* Records for this task

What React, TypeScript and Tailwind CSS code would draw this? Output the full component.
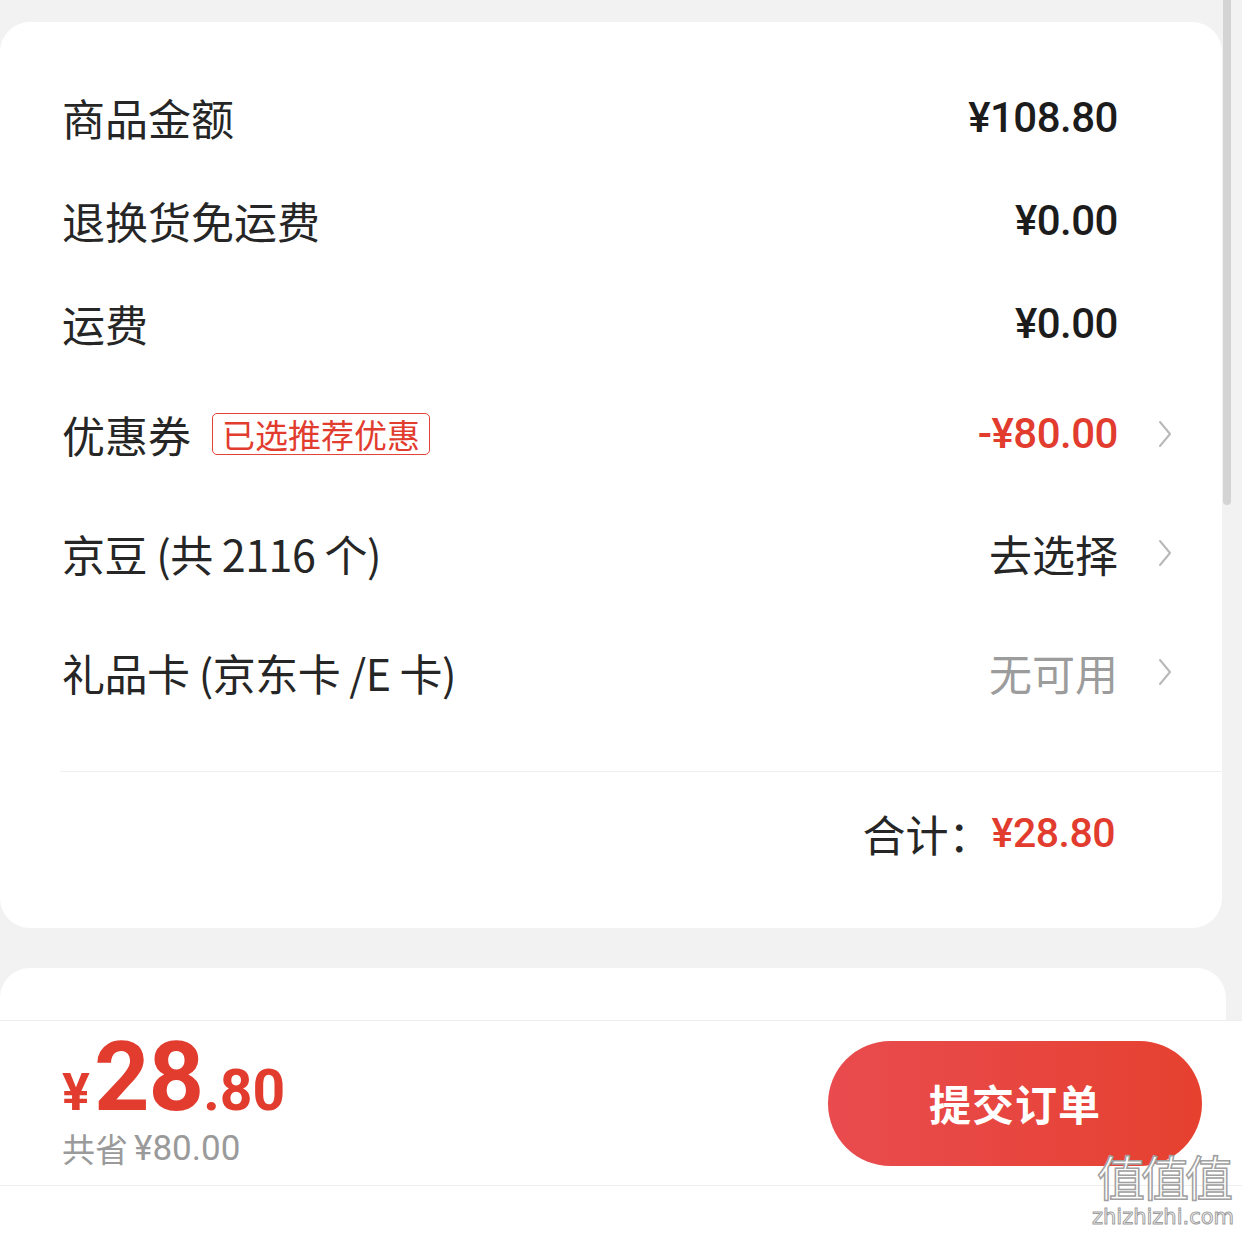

==

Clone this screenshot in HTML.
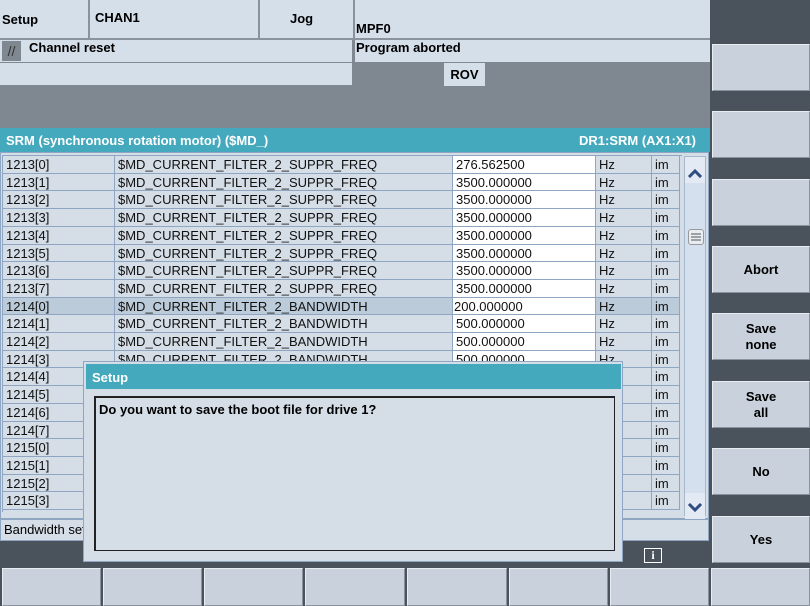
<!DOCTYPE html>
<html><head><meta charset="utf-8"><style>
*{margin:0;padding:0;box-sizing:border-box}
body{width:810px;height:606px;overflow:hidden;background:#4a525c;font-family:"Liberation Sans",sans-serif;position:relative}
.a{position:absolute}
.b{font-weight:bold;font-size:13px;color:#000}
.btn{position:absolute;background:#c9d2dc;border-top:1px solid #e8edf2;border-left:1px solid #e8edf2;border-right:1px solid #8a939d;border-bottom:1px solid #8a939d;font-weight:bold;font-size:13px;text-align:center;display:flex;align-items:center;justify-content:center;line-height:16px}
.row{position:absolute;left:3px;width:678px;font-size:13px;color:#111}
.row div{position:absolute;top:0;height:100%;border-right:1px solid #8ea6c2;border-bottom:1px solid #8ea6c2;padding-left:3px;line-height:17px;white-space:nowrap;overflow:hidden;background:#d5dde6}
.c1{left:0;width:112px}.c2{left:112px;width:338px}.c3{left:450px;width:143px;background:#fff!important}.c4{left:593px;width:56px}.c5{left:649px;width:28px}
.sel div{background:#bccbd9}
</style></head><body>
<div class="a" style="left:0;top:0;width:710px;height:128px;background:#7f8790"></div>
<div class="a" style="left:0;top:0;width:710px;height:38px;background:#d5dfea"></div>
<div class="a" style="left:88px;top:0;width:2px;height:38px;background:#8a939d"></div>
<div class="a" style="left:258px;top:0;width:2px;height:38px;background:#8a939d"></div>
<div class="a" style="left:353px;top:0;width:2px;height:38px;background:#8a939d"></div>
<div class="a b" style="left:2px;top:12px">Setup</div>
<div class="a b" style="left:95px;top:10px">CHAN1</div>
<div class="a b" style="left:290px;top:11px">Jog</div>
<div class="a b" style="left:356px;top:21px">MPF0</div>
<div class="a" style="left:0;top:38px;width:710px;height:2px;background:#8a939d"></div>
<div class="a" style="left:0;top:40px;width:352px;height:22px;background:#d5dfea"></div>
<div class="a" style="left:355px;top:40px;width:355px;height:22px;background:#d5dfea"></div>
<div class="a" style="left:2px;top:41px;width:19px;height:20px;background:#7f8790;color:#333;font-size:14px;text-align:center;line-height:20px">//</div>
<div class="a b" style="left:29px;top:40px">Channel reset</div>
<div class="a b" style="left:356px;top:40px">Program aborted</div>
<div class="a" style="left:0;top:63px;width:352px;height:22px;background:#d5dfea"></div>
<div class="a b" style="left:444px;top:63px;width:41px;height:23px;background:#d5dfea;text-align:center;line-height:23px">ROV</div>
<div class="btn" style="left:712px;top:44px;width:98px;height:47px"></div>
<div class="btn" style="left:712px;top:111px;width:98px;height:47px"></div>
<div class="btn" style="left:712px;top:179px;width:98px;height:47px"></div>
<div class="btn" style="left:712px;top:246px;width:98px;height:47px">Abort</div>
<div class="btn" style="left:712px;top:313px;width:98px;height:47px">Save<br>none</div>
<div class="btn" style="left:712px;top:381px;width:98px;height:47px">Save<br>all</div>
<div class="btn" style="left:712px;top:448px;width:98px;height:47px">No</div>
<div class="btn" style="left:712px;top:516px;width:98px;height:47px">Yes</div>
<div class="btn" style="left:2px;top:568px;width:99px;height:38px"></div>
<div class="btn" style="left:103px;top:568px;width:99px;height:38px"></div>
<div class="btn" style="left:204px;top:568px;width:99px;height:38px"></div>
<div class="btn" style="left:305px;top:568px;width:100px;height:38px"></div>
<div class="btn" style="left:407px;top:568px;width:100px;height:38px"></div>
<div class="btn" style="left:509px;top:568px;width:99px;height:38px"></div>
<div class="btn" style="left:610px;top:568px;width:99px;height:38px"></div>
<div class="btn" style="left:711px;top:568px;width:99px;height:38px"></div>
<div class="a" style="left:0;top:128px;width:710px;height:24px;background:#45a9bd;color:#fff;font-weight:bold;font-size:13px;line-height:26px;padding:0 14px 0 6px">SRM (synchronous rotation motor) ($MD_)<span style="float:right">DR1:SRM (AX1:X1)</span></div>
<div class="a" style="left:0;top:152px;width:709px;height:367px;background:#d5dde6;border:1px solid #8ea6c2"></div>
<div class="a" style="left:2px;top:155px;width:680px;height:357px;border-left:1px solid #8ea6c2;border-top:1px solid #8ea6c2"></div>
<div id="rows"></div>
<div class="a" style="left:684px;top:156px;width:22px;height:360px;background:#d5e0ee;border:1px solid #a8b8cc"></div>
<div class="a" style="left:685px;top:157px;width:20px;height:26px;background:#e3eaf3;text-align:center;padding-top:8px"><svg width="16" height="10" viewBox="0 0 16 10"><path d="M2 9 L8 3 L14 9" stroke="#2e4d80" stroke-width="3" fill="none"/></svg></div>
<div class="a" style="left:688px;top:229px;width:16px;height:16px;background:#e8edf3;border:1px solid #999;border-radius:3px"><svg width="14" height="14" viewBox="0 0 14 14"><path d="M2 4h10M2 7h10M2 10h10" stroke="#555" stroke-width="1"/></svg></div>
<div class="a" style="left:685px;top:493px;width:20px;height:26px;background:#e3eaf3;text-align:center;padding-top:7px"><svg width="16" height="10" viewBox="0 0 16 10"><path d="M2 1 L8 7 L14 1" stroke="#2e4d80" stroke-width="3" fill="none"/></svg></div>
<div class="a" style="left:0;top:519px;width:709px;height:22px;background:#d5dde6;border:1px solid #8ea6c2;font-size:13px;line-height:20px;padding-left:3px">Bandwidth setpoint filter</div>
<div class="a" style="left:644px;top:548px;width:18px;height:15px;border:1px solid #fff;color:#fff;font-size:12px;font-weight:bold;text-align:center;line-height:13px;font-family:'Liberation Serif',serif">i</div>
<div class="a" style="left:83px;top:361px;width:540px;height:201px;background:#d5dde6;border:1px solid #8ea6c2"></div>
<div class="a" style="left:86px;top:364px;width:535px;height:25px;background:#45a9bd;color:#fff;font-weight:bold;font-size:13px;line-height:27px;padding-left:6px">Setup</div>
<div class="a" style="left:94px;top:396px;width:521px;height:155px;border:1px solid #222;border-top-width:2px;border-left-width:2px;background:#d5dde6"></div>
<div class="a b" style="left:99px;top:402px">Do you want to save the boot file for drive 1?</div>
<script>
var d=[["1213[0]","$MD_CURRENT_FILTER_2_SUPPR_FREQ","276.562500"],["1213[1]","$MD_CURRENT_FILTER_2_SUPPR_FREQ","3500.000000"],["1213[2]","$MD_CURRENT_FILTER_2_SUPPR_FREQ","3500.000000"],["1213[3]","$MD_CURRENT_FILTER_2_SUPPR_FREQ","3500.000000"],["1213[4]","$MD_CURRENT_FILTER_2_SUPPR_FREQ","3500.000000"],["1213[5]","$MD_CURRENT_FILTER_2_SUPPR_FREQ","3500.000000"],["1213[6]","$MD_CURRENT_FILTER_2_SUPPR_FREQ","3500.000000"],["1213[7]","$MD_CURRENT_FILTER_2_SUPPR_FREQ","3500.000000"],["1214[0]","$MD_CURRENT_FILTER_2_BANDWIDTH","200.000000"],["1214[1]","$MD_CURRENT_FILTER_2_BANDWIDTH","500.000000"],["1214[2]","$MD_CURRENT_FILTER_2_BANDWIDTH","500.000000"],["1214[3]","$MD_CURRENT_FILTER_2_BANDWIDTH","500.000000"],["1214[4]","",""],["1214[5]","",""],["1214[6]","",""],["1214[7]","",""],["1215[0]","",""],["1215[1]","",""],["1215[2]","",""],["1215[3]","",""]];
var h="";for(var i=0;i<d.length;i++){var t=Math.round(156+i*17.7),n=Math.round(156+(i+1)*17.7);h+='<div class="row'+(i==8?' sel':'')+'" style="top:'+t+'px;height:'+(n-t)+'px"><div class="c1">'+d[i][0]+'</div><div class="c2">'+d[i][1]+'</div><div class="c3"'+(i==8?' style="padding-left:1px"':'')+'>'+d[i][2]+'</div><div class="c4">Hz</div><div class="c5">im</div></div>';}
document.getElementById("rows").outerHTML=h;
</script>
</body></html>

---

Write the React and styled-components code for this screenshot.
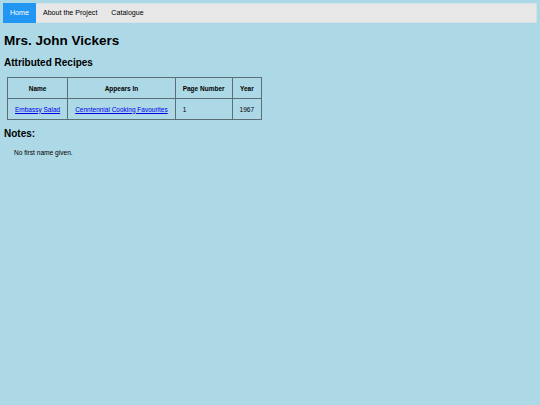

* Goal
Find every line that holds "code" and copy it.

* Output for this task
What React, TypeScript and Tailwind CSS code would draw this? Output the full component.
Write the React and styled-components code for this screenshot.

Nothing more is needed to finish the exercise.